Saturday, April 05, 2014

Book-A-Day 2014 #94: Explorer: The Lost Islands edited by Kazu Kibuishi

First there was Flight, of which I reviewed volumes three, five and seven. Then there was one volume of Flight Explorer, a version of Flight for younger readers that I also reviewed. And then came Explorer: The Mystery Boxes, a themed anthology edited by Kibuishi that looked awfully like Flight Explorer with less flight. Now, there's another volume of Explorer, which is more aggressively good for you than the first one (unfortunately).

Explorer: The Lost Islands contains seven stories -- seven "graphic novels," as the book grandly but inaccurately puts it -- each of which has a moral to tell you and which won't let you go anywhere until it teaches you that lesson. They're by many of the creators associated with this loose circle -- Jake Parker, Dave Roman & Raina Telgemeier, Michel Gagne, Kibuishi himself -- and all of the stories are as gorgeous and well-designed as a great animated movie, and as lesson-filled as those movies were in the 1980s.

The lessons themselves are generally decent ones -- work hard, listen to old people, explore new places, care for each other and yourself -- but they are all quite lesson-y. (Although Chrystin Garland's "The Mask Dance" seems to be saying that you should never ever trust strangers or go anywhere new, which is more renormative even that Kibuishi's story, which relies on the fright and/or wisdom of the proverbial Old Sailor.) Since these stories are relatively short -- eighteen pages each, with one slightly shorter exception, their lesson-ness is what shines through the strongest.

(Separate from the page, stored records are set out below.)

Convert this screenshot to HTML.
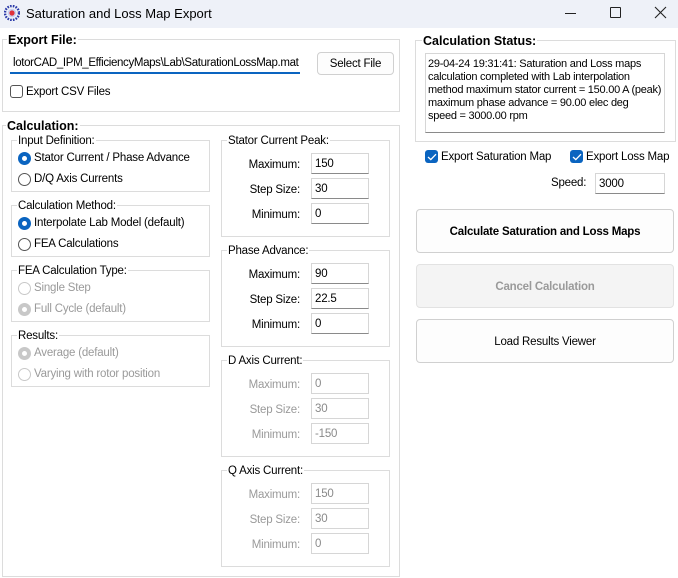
<!DOCTYPE html>
<html><head><meta charset="utf-8">
<style>
*{box-sizing:border-box;margin:0;padding:0}
body{width:678px;height:578px;background:#fff;font-family:"Liberation Sans",sans-serif;font-size:11.5px;letter-spacing:-0.2px;color:#000;position:relative;overflow:hidden}
.a{position:absolute;white-space:nowrap}
.g{position:absolute;border:1px solid #dcdcdc}
.lg{position:absolute;background:#fff;padding:0 1px;line-height:14px;white-space:nowrap}
.b{font-weight:bold;font-size:12.5px;letter-spacing:0}
.in{position:absolute;border:1px solid #d6d6d6;border-bottom:1px solid #8a8a8a;background:#fff;padding:3px 0 0 3px;height:21px;width:58px;line-height:15px}
.dis{color:#9a9a9a}
.in.dis{border-bottom-color:#d6d6d6;color:#8a8a8a}
.r{position:absolute;width:13px;height:13px;border-radius:50%;border:1px solid #555;background:#fff}
.r.on{border:4px solid #0a64c0}
.r.dd{border-color:#c8c8c8}
.r.dd.on{border:4px solid #c8c8c8}
.lab{position:absolute;text-align:right;width:80px;line-height:14px}
.btn{position:absolute;border:1px solid #d0d0d0;border-radius:4px;background:#fdfdfd;text-align:center}
.cb{position:absolute;width:13px;height:13px;border-radius:3px;background:#0a64c0}
</style></head><body>
<div class="a" style="left:0;top:0;width:678px;height:28px;background:#eef1f8"></div>
<svg class="a" style="left:4px;top:5px" width="16" height="16" viewBox="0 0 16 16"><circle cx="8" cy="8" r="7" fill="none" stroke="#2b3aa8" stroke-width="2.4" stroke-dasharray="1.6 1.2"/><circle cx="8" cy="8" r="4.3" fill="#c9cff0"/><circle cx="8" cy="8" r="2.6" fill="#e0303a"/></svg>
<div class="a" style="left:26px;top:6px;font-size:13px;letter-spacing:0">Saturation and Loss Map Export</div>
<div class="a" style="left:565px;top:13px;width:11px;height:1px;background:#222"></div>
<div class="a" style="left:610px;top:7px;width:11px;height:11px;border:1px solid #222;border-radius:1px"></div>
<svg class="a" style="left:654px;top:6px" width="13" height="13"><path d="M1 1L12 12M12 1L1 12" stroke="#222" stroke-width="1.1"/></svg>

<div class="g" style="left:2px;top:39px;width:398px;height:73px"></div>
<div class="lg b" style="left:7px;top:33px">Export File:</div>
<div class="a" style="left:10px;top:52px;width:290px;height:22px;background:#fff;border-bottom:2px solid #0a64c0;padding:5px 0 0 3px;overflow:hidden;font-size:11.5px;letter-spacing:-0.35px">lotorCAD_IPM_EfficiencyMaps\Lab\SaturationLossMap.mat</div>
<div class="btn" style="left:317px;top:52px;width:77px;height:23px;line-height:23px">Select File</div>
<div class="a" style="left:10px;top:85px;width:13px;height:13px;border:1px solid #555;border-radius:3px"></div>
<div class="a" style="left:26px;top:86px">Export CSV Files</div>

<div class="g" style="left:2px;top:125px;width:398px;height:452px"></div>
<div class="lg b" style="left:6px;top:119px">Calculation:</div>

<div class="g" style="left:11px;top:140px;width:199px;height:52px"></div>
<div class="lg" style="left:17px;top:134px">Input Definition:</div>
<div class="r on" style="left:18px;top:152px"></div><div class="a" style="left:34px;top:152px">Stator Current / Phase Advance</div>
<div class="r" style="left:18px;top:173px"></div><div class="a" style="left:34px;top:173px">D/Q Axis Currents</div>

<div class="g" style="left:11px;top:205px;width:199px;height:52px"></div>
<div class="lg" style="left:17px;top:199px">Calculation Method:</div>
<div class="r on" style="left:18px;top:217px"></div><div class="a" style="left:34px;top:217px">Interpolate Lab Model (default)</div>
<div class="r" style="left:18px;top:238px"></div><div class="a" style="left:34px;top:238px">FEA Calculations</div>

<div class="g" style="left:11px;top:270px;width:199px;height:52px"></div>
<div class="lg" style="left:17px;top:264px">FEA Calculation Type:</div>
<div class="r dd" style="left:18px;top:282px"></div><div class="a dis" style="left:34px;top:282px">Single Step</div>
<div class="r dd on" style="left:18px;top:303px"></div><div class="a dis" style="left:34px;top:303px">Full Cycle (default)</div>

<div class="g" style="left:11px;top:335px;width:199px;height:52px"></div>
<div class="lg" style="left:17px;top:329px">Results:</div>
<div class="r dd on" style="left:18px;top:347px"></div><div class="a dis" style="left:34px;top:347px">Average (default)</div>
<div class="r dd" style="left:18px;top:368px"></div><div class="a dis" style="left:34px;top:368px">Varying with rotor position</div>

<div class="g" style="left:221px;top:140px;width:169px;height:97px"></div>
<div class="lg" style="left:227px;top:134px">Stator Current Peak:</div>
<div class="lab" style="left:220px;top:158px">Maximum:</div><div class="in" style="left:311px;top:153px">150</div>
<div class="lab" style="left:220px;top:183px">Step Size:</div><div class="in" style="left:311px;top:178px">30</div>
<div class="lab" style="left:220px;top:208px">Minimum:</div><div class="in" style="left:311px;top:203px">0</div>

<div class="g" style="left:221px;top:250px;width:169px;height:97px"></div>
<div class="lg" style="left:227px;top:244px">Phase Advance:</div>
<div class="lab" style="left:220px;top:268px">Maximum:</div><div class="in" style="left:311px;top:263px">90</div>
<div class="lab" style="left:220px;top:293px">Step Size:</div><div class="in" style="left:311px;top:288px">22.5</div>
<div class="lab" style="left:220px;top:318px">Minimum:</div><div class="in" style="left:311px;top:313px">0</div>

<div class="g" style="left:221px;top:360px;width:169px;height:97px"></div>
<div class="lg" style="left:227px;top:354px">D Axis Current:</div>
<div class="lab dis" style="left:220px;top:378px">Maximum:</div><div class="in dis" style="left:311px;top:373px">0</div>
<div class="lab dis" style="left:220px;top:403px">Step Size:</div><div class="in dis" style="left:311px;top:398px">30</div>
<div class="lab dis" style="left:220px;top:428px">Minimum:</div><div class="in dis" style="left:311px;top:423px">-150</div>

<div class="g" style="left:221px;top:470px;width:169px;height:97px"></div>
<div class="lg" style="left:227px;top:464px">Q Axis Current:</div>
<div class="lab dis" style="left:220px;top:488px">Maximum:</div><div class="in dis" style="left:311px;top:483px">150</div>
<div class="lab dis" style="left:220px;top:513px">Step Size:</div><div class="in dis" style="left:311px;top:508px">30</div>
<div class="lab dis" style="left:220px;top:538px">Minimum:</div><div class="in dis" style="left:311px;top:533px">0</div>

<div class="g" style="left:415px;top:40px;width:261px;height:102px"></div>
<div class="lg b" style="left:422px;top:34px">Calculation Status:</div>
<div class="a" style="left:425px;top:53px;width:240px;height:80px;border:1px solid #d6d6d6;border-bottom:1px solid #8a8a8a;padding:4px 0 0 2px;line-height:13px;font-size:11px;letter-spacing:-0.25px">29-04-24 19:31:41: Saturation and Loss maps<br>calculation completed with Lab interpolation<br>method maximum stator current = 150.00 A (peak)<br>maximum phase advance = 90.00 elec deg<br>speed = 3000.00 rpm</div>

<div class="cb" style="left:425px;top:150px"></div>
<svg class="a" style="left:427px;top:153px" width="10" height="8"><path d="M1 4L3.8 6.6L9 1.2" fill="none" stroke="#fff" stroke-width="1.3"/></svg>
<div class="a" style="left:441px;top:151px">Export Saturation Map</div>
<div class="cb" style="left:570px;top:150px"></div>
<svg class="a" style="left:572px;top:153px" width="10" height="8"><path d="M1 4L3.8 6.6L9 1.2" fill="none" stroke="#fff" stroke-width="1.3"/></svg>
<div class="a" style="left:586px;top:151px">Export Loss Map</div>
<div class="a" style="left:551px;top:177px">Speed:</div>
<div class="in" style="left:595px;top:173px;width:70px">3000</div>

<div class="btn" style="left:416px;top:209px;width:258px;height:44px;line-height:44px;font-weight:bold">Calculate Saturation and Loss Maps</div>
<div class="btn" style="left:416px;top:264px;width:258px;height:44px;line-height:44px;font-weight:bold;color:#9a9a9a;background:#f4f4f4;border-color:#e2e2e2">Cancel Calculation</div>
<div class="btn" style="left:416px;top:319px;width:258px;height:44px;line-height:44px">Load Results Viewer</div>
</body></html>
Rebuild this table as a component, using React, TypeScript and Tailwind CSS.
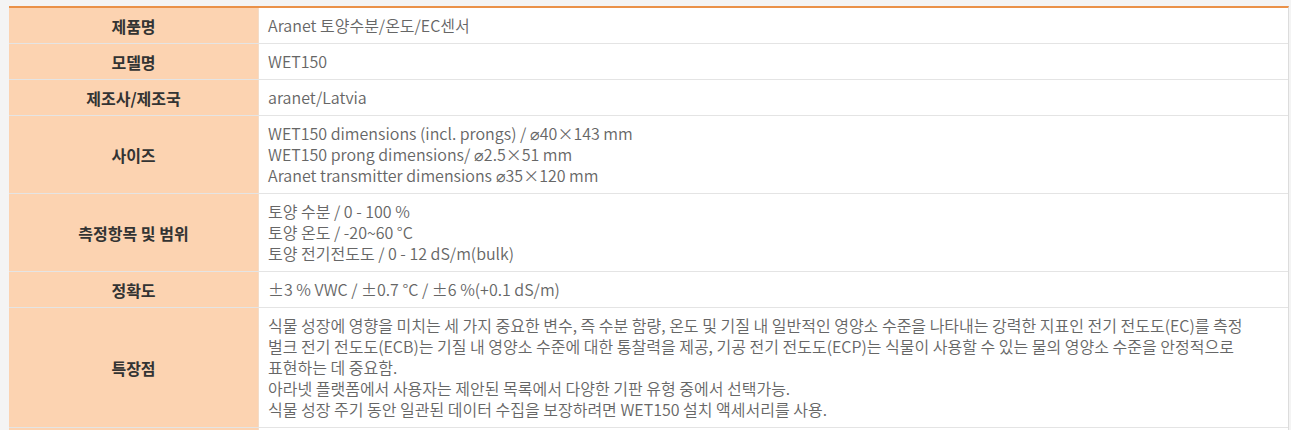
const rows: { label: string; lines: string[] }[] = [
  { label: '제품명', lines: ['Aranet 토양수분/온도/EC센서'] },
  { label: '모델명', lines: ['WET150'] },
  { label: '제조사/제조국', lines: ['aranet/Latvia'] },
  {
    label: '사이즈',
    lines: [
      'WET150 dimensions (incl. prongs) / ⌀40×143 mm',
      'WET150 prong dimensions/ ⌀2.5×51 mm',
      'Aranet transmitter dimensions ⌀35×120 mm',
    ],
  },
  {
    label: '측정항목 및 범위',
    lines: ['토양 수분 / 0 - 100 %', '토양 온도 / -20~60 °C', '토양 전기전도도 / 0 - 12 dS/m(bulk)'],
  },
  { label: '정확도', lines: ['±3 % VWC / ±0.7 °C / ±6 %(+0.1 dS/m)'] },
  {
    label: '특장점',
    lines: [
      '식물 성장에 영향을 미치는 세 가지 중요한 변수, 즉 수분 함량, 온도 및 기질 내 일반적인 영양소 수준을 나타내는 강력한 지표인 전기 전도도(EC)를 측정',
      '벌크 전기 전도도(ECB)는 기질 내 영양소 수준에 대한 통찰력을 제공, 기공 전기 전도도(ECP)는 식물이 사용할 수 있는 물의 영양소 수준을 안정적으로',
      '표현하는 데 중요함.',
      '아라넷 플랫폼에서 사용자는 제안된 목록에서 다양한 기판 유형 중에서 선택가능.',
      '식물 성장 주기 동안 일관된 데이터 수집을 보장하려면 WET150 설치 액세서리를 사용.',
    ],
  },
  { label: '구성품', lines: ['Aranet 토양센서'] },
]

export default function App() {
  return (
    <div
      className="h-[430px] overflow-hidden bg-[#f4f4f4] pl-[9px] pt-[6px]"
      style={{ fontFamily: '"Noto Sans CJK KR", "Noto Sans", sans-serif' }}
    >
      <div className="w-[1280px] border-t-2 border-r border-t-[#ea9148] border-r-[#dcdcdc] bg-white">
        {rows.map((row) => (
          <div key={row.label} className="flex border-b border-[#e4e4e4]">
            <div className="flex w-[250px] shrink-0 items-center justify-center border-r border-[#f3dcc8] bg-[#fcd3b1] text-[16px] font-bold text-[#333]">
              {row.label}
            </div>
            <div className="flex-1 px-[9px] py-[7px] text-[16px] font-[350] leading-[21px] text-[#666]">
              {row.lines.map((line, i) => (
                <p key={i} className="whitespace-nowrap">
                  {line}
                </p>
              ))}
            </div>
          </div>
        ))}
      </div>
    </div>
  )
}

This whole loose series, all the way back to the first Flight, has been appropriate for tweens, but The Lost Islands is the first one that seems to be stooping down to tell them Something Important. Most kids I've known can sniff that stuff out really quickly and avoid it as much as possible -- my thirteen-year-old son already has a sophisticated understanding of the difference between the books he wants to read (mostly middle-grade fantasy) and the books "They" want him to read (mostly problem novels). So I hope this was just a momentary aberration -- like the prior books, Lost Islands is pretty and adventurous and mostly romping fun. It would be a shame to lose that for yet another spinach delivery device.